__DATA EXTRACT__.
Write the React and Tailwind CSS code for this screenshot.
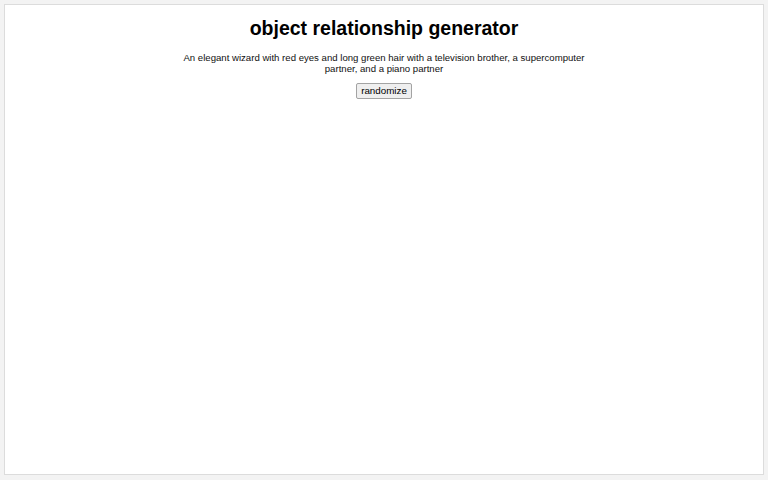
const App = () => {
  return (
    <div className="h-screen bg-[#f3f3f3] p-[4px] pb-[5px] font-['Liberation_Sans',Arial,sans-serif] text-black">
      {/* Main sheet */}
      <div className="h-full bg-white border border-[#dcdcdc] flex flex-col items-center">
        <h1 className="mt-[11px] text-[19.5px] font-bold leading-[24px]">
          object relationship generator
        </h1>
        <p className="mt-[12px] w-[420px] text-center text-[9.6px] leading-[11px] text-[#111]">
          An elegant wizard with red eyes and long green hair with a television
          brother, a supercomputer partner, and a piano partner
        </p>
        <button className="mt-[9px] px-[4px] h-[16px] text-[9.8px] leading-[14px] bg-[#efefef] border border-[#a3a3a3] rounded-[2px]">
          randomize
        </button>
      </div>
    </div>
  );
};

export default App;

__WHAT IS REQUIRED__.
Repeat the listing in full and exactly. Leave any pictures out.

__PROBLEM SOLUTION__.
Write the React and Tailwind CSS code for this screenshot.
const App = () => {
  return (
    <div className="h-screen bg-[#f3f3f3] p-[4px] pb-[5px] font-['Liberation_Sans',Arial,sans-serif] text-black">
      {/* Main sheet */}
      <div className="h-full bg-white border border-[#dcdcdc] flex flex-col items-center">
        <h1 className="mt-[11px] text-[19.5px] font-bold leading-[24px]">
          object relationship generator
        </h1>
        <p className="mt-[12px] w-[420px] text-center text-[9.6px] leading-[11px] text-[#111]">
          An elegant wizard with red eyes and long green hair with a television
          brother, a supercomputer partner, and a piano partner
        </p>
        <button className="mt-[9px] px-[4px] h-[16px] text-[9.8px] leading-[14px] bg-[#efefef] border border-[#a3a3a3] rounded-[2px]">
          randomize
        </button>
      </div>
    </div>
  );
};

export default App;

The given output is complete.